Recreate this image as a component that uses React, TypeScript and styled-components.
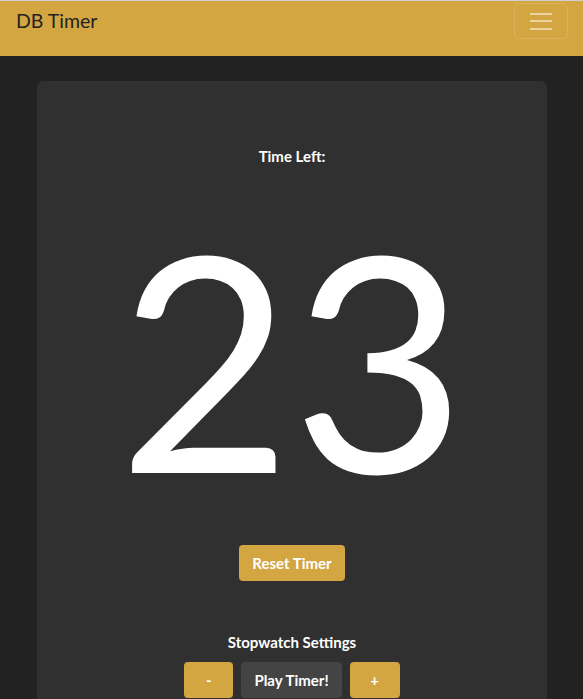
import React from "react";
import styled, { createGlobalStyle } from "styled-components";

const GOLD = "#d3a642";

const Global = createGlobalStyle`
  html, body { margin: 0; padding: 0; background: #222222; }
  body { font-family: Lato, "Open Sans", sans-serif; color: #ffffff; }
  * { box-sizing: border-box; }
`;

const Page = styled.div`
  min-height: 699px;
  background: #222222;
  border-top: 1px solid #cfcfcf;
`;

const NavBar = styled.nav`
  height: 55px;
  background: ${GOLD};
  display: flex;
  align-items: flex-start;
  justify-content: space-between;
  padding: 2px 15px 0 16px;
`;

const Brand = styled.div`
  font-family: Lato, sans-serif;
  font-size: 19.5px;
  line-height: 30px;
  margin-top: 3px;
  color: #222222;
`;

const Toggler = styled.button`
  width: 54px;
  height: 36px;
  border: 1px solid rgba(255, 255, 255, 0.14);
  border-radius: 5px;
  background: transparent;
  display: flex;
  flex-direction: column;
  align-items: center;
  justify-content: center;
  gap: 5.5px;
  padding: 0;
`;

const Bar = styled.span`
  display: block;
  width: 22px;
  height: 2px;
  background: rgba(255, 255, 255, 0.5);
`;

const Main = styled.main`
  padding: 25px 36px 0 37px;
`;

const Card = styled.section`
  background: #303030;
  border-radius: 6px;
  padding: 64px 0 60px;
  display: flex;
  flex-direction: column;
  align-items: center;
`;

const Label = styled.div<{ $gap?: number }>`
  font-family: Lato, sans-serif;
  font-weight: 700;
  font-size: 15px;
  line-height: 22.5px;
  color: #ffffff;
  margin-top: ${(p) => p.$gap ?? 0}px;
`;

const BigNumber = styled.div`
  font-family: Lato, sans-serif;
  font-weight: 400;
  font-size: 300px;
  line-height: 1;
  margin-top: 39px;
  color: #ffffff;
`;

const Button = styled.button<{ $variant?: "gold" | "dark"; $width?: number }>`
  font-family: Lato, sans-serif;
  font-weight: 700;
  font-size: 15px;
  line-height: 22px;
  color: #ffffff;
  border: none;
  border-radius: 4px;
  padding: ${(p) => (p.$width ? "7px 0" : "7px 13px")};
  width: ${(p) => (p.$width ? `${p.$width}px` : "auto")};
  background: ${(p) => (p.$variant === "dark" ? "#444444" : GOLD)};
  cursor: pointer;
`;

const ResetButton = styled(Button)`
  margin-top: 38px;
`;

const ButtonRow = styled.div`
  display: flex;
  gap: 8px;
  margin-top: 9px;
`;

export default function App() {
  return (
    <>
      <Global />
      <Page>
        <NavBar>
          <Brand>DB Timer</Brand>
          <Toggler aria-label="Toggle navigation">
            <Bar />
            <Bar />
            <Bar />
          </Toggler>
        </NavBar>
        <Main>
          <Card>
            <Label>Time Left:</Label>
            <BigNumber>23</BigNumber>
            <ResetButton $variant="gold">Reset Timer</ResetButton>
            <Label $gap={50}>Stopwatch Settings</Label>
            <ButtonRow>
              <Button $variant="gold" $width={49}>-</Button>
              <Button $variant="dark">Play Timer!</Button>
              <Button $variant="gold" $width={50}>+</Button>
            </ButtonRow>
          </Card>
        </Main>
      </Page>
    </>
  );
}
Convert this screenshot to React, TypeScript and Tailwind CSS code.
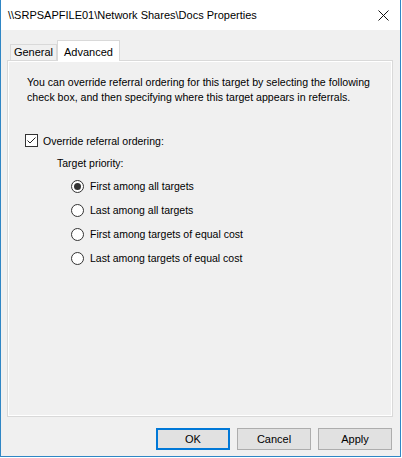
import React from "react";

const font = { fontFamily: '"Liberation Sans", Arial, sans-serif' };

function Radio({ checked, label }: { checked?: boolean; label: string }) {
  return (
    <div className="flex items-center h-[14px]">
      <div className="w-[13px] h-[13px] rounded-full border border-[#333] bg-white flex items-center justify-center">
        {checked && <div className="w-[7px] h-[7px] rounded-full bg-[#333]" />}
      </div>
      <span className="ml-[6px] text-[10.5px] text-black leading-[14px]">{label}</span>
    </div>
  );
}

function Button({ label, def }: { label: string; def?: boolean }) {
  return (
    <div
      className={
        "w-[74px] h-[22px] flex items-center justify-center bg-[#e1e1e1] text-[11px] text-black " +
        (def ? "border-2 border-[#0078d7]" : "border border-[#adadad]")
      }
    >
      {label}
    </div>
  );
}

export default function App() {
  return (
    <div className="w-[402px] h-[458px] bg-white" style={font}>
      <div className="w-[401px] h-[457px] flex flex-col border-x border-b border-[#2f86c5] bg-[#f0f0f0]">
        <div className="h-[30px] bg-white flex items-center justify-between pl-[7px] pr-[11px]">
          <span className="text-[11px] text-black">\\SRPSAPFILE01\Network Shares\Docs Properties</span>
          <svg width="11" height="11" viewBox="0 0 11 11">
            <path d="M0.5 0.5 L10.5 10.5 M10.5 0.5 L0.5 10.5" stroke="#111" strokeWidth="1" />
          </svg>
        </div>
        <div className="flex-1 flex flex-col pl-[6px] pr-[8px] pt-[10px]">
          <div className="flex items-end h-[20px] pl-[3px]">
            <div className="h-[16px] w-[47px] border-x border-t border-[#d9d9d9] bg-[#f0f0f0] text-[11px] flex items-center justify-center">
              General
            </div>
            <div className="h-[21px] w-[63px] -mb-[1px] relative z-10 border-x border-t border-[#d9d9d9] bg-white text-[11px] flex items-start justify-center pt-[3px]">
              Advanced
            </div>
          </div>
          <div className="h-[357px] w-[386px] border border-[#d9d9d9] shadow-[inset_1px_1px_0_#fff,inset_-1px_-1px_0_#fff] pl-[17px] flex flex-col">
            <div className="pt-[14px] ml-[2px] text-[10.6px] leading-[15px] text-black">
              <div>You can override referral ordering for this target by selecting the following</div>
              <div>check box, and then specifying where this target appears in referrals.</div>
            </div>
            <div className="mt-[29px] flex items-center h-[13px]">
              <div className="w-[13px] h-[13px] border border-[#333] bg-white flex items-center justify-center">
                <svg width="11" height="11" viewBox="0 0 11 11">
                  <path d="M1.5 5.5 L4 8 L9.5 2.5" stroke="#222" strokeWidth="1" fill="none" />
                </svg>
              </div>
              <span className="ml-[5px] text-[10.5px] leading-[14px]">Override referral ordering:</span>
            </div>
            <div className="mt-[9px] ml-[32px] h-[14px] text-[10.5px] leading-[14px]">Target priority:</div>
            <div className="mt-[9px] ml-[46px] flex flex-col gap-[10px]">
              <Radio checked label="First among all targets" />
              <Radio label="Last among all targets" />
              <Radio label="First among targets of equal cost" />
              <Radio label="Last among targets of equal cost" />
            </div>
          </div>
          <div className="flex justify-end gap-[7px] mt-[11px]">
            <Button label="OK" def />
            <Button label="Cancel" />
            <Button label="Apply" />
          </div>
        </div>
      </div>
    </div>
  );
}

::::

# Goal
Copy out every line of the material above exactly, skipping the pictures.

# Solution for this problem
Recreate this image as a component that uses React, TypeScript and styled-components.
import React from "react";
import styled, { createGlobalStyle } from "styled-components";

const GOLD = "#d3a642";

const Global = createGlobalStyle`
  html, body { margin: 0; padding: 0; background: #222222; }
  body { font-family: Lato, "Open Sans", sans-serif; color: #ffffff; }
  * { box-sizing: border-box; }
`;

const Page = styled.div`
  min-height: 699px;
  background: #222222;
  border-top: 1px solid #cfcfcf;
`;

const NavBar = styled.nav`
  height: 55px;
  background: ${GOLD};
  display: flex;
  align-items: flex-start;
  justify-content: space-between;
  padding: 2px 15px 0 16px;
`;

const Brand = styled.div`
  font-family: Lato, sans-serif;
  font-size: 19.5px;
  line-height: 30px;
  margin-top: 3px;
  color: #222222;
`;

const Toggler = styled.button`
  width: 54px;
  height: 36px;
  border: 1px solid rgba(255, 255, 255, 0.14);
  border-radius: 5px;
  background: transparent;
  display: flex;
  flex-direction: column;
  align-items: center;
  justify-content: center;
  gap: 5.5px;
  padding: 0;
`;

const Bar = styled.span`
  display: block;
  width: 22px;
  height: 2px;
  background: rgba(255, 255, 255, 0.5);
`;

const Main = styled.main`
  padding: 25px 36px 0 37px;
`;

const Card = styled.section`
  background: #303030;
  border-radius: 6px;
  padding: 64px 0 60px;
  display: flex;
  flex-direction: column;
  align-items: center;
`;

const Label = styled.div<{ $gap?: number }>`
  font-family: Lato, sans-serif;
  font-weight: 700;
  font-size: 15px;
  line-height: 22.5px;
  color: #ffffff;
  margin-top: ${(p) => p.$gap ?? 0}px;
`;

const BigNumber = styled.div`
  font-family: Lato, sans-serif;
  font-weight: 400;
  font-size: 300px;
  line-height: 1;
  margin-top: 39px;
  color: #ffffff;
`;

const Button = styled.button<{ $variant?: "gold" | "dark"; $width?: number }>`
  font-family: Lato, sans-serif;
  font-weight: 700;
  font-size: 15px;
  line-height: 22px;
  color: #ffffff;
  border: none;
  border-radius: 4px;
  padding: ${(p) => (p.$width ? "7px 0" : "7px 13px")};
  width: ${(p) => (p.$width ? `${p.$width}px` : "auto")};
  background: ${(p) => (p.$variant === "dark" ? "#444444" : GOLD)};
  cursor: pointer;
`;

const ResetButton = styled(Button)`
  margin-top: 38px;
`;

const ButtonRow = styled.div`
  display: flex;
  gap: 8px;
  margin-top: 9px;
`;

export default function App() {
  return (
    <>
      <Global />
      <Page>
        <NavBar>
          <Brand>DB Timer</Brand>
          <Toggler aria-label="Toggle navigation">
            <Bar />
            <Bar />
            <Bar />
          </Toggler>
        </NavBar>
        <Main>
          <Card>
            <Label>Time Left:</Label>
            <BigNumber>23</BigNumber>
            <ResetButton $variant="gold">Reset Timer</ResetButton>
            <Label $gap={50}>Stopwatch Settings</Label>
            <ButtonRow>
              <Button $variant="gold" $width={49}>-</Button>
              <Button $variant="dark">Play Timer!</Button>
              <Button $variant="gold" $width={50}>+</Button>
            </ButtonRow>
          </Card>
        </Main>
      </Page>
    </>
  );
}
Convert this screenshot to React, TypeScript and Tailwind CSS code.
import React from "react";

const font = { fontFamily: '"Liberation Sans", Arial, sans-serif' };

function Radio({ checked, label }: { checked?: boolean; label: string }) {
  return (
    <div className="flex items-center h-[14px]">
      <div className="w-[13px] h-[13px] rounded-full border border-[#333] bg-white flex items-center justify-center">
        {checked && <div className="w-[7px] h-[7px] rounded-full bg-[#333]" />}
      </div>
      <span className="ml-[6px] text-[10.5px] text-black leading-[14px]">{label}</span>
    </div>
  );
}

function Button({ label, def }: { label: string; def?: boolean }) {
  return (
    <div
      className={
        "w-[74px] h-[22px] flex items-center justify-center bg-[#e1e1e1] text-[11px] text-black " +
        (def ? "border-2 border-[#0078d7]" : "border border-[#adadad]")
      }
    >
      {label}
    </div>
  );
}

export default function App() {
  return (
    <div className="w-[402px] h-[458px] bg-white" style={font}>
      <div className="w-[401px] h-[457px] flex flex-col border-x border-b border-[#2f86c5] bg-[#f0f0f0]">
        <div className="h-[30px] bg-white flex items-center justify-between pl-[7px] pr-[11px]">
          <span className="text-[11px] text-black">\\SRPSAPFILE01\Network Shares\Docs Properties</span>
          <svg width="11" height="11" viewBox="0 0 11 11">
            <path d="M0.5 0.5 L10.5 10.5 M10.5 0.5 L0.5 10.5" stroke="#111" strokeWidth="1" />
          </svg>
        </div>
        <div className="flex-1 flex flex-col pl-[6px] pr-[8px] pt-[10px]">
          <div className="flex items-end h-[20px] pl-[3px]">
            <div className="h-[16px] w-[47px] border-x border-t border-[#d9d9d9] bg-[#f0f0f0] text-[11px] flex items-center justify-center">
              General
            </div>
            <div className="h-[21px] w-[63px] -mb-[1px] relative z-10 border-x border-t border-[#d9d9d9] bg-white text-[11px] flex items-start justify-center pt-[3px]">
              Advanced
            </div>
          </div>
          <div className="h-[357px] w-[386px] border border-[#d9d9d9] shadow-[inset_1px_1px_0_#fff,inset_-1px_-1px_0_#fff] pl-[17px] flex flex-col">
            <div className="pt-[14px] ml-[2px] text-[10.6px] leading-[15px] text-black">
              <div>You can override referral ordering for this target by selecting the following</div>
              <div>check box, and then specifying where this target appears in referrals.</div>
            </div>
            <div className="mt-[29px] flex items-center h-[13px]">
              <div className="w-[13px] h-[13px] border border-[#333] bg-white flex items-center justify-center">
                <svg width="11" height="11" viewBox="0 0 11 11">
                  <path d="M1.5 5.5 L4 8 L9.5 2.5" stroke="#222" strokeWidth="1" fill="none" />
                </svg>
              </div>
              <span className="ml-[5px] text-[10.5px] leading-[14px]">Override referral ordering:</span>
            </div>
            <div className="mt-[9px] ml-[32px] h-[14px] text-[10.5px] leading-[14px]">Target priority:</div>
            <div className="mt-[9px] ml-[46px] flex flex-col gap-[10px]">
              <Radio checked label="First among all targets" />
              <Radio label="Last among all targets" />
              <Radio label="First among targets of equal cost" />
              <Radio label="Last among targets of equal cost" />
            </div>
          </div>
          <div className="flex justify-end gap-[7px] mt-[11px]">
            <Button label="OK" def />
            <Button label="Cancel" />
            <Button label="Apply" />
          </div>
        </div>
      </div>
    </div>
  );
}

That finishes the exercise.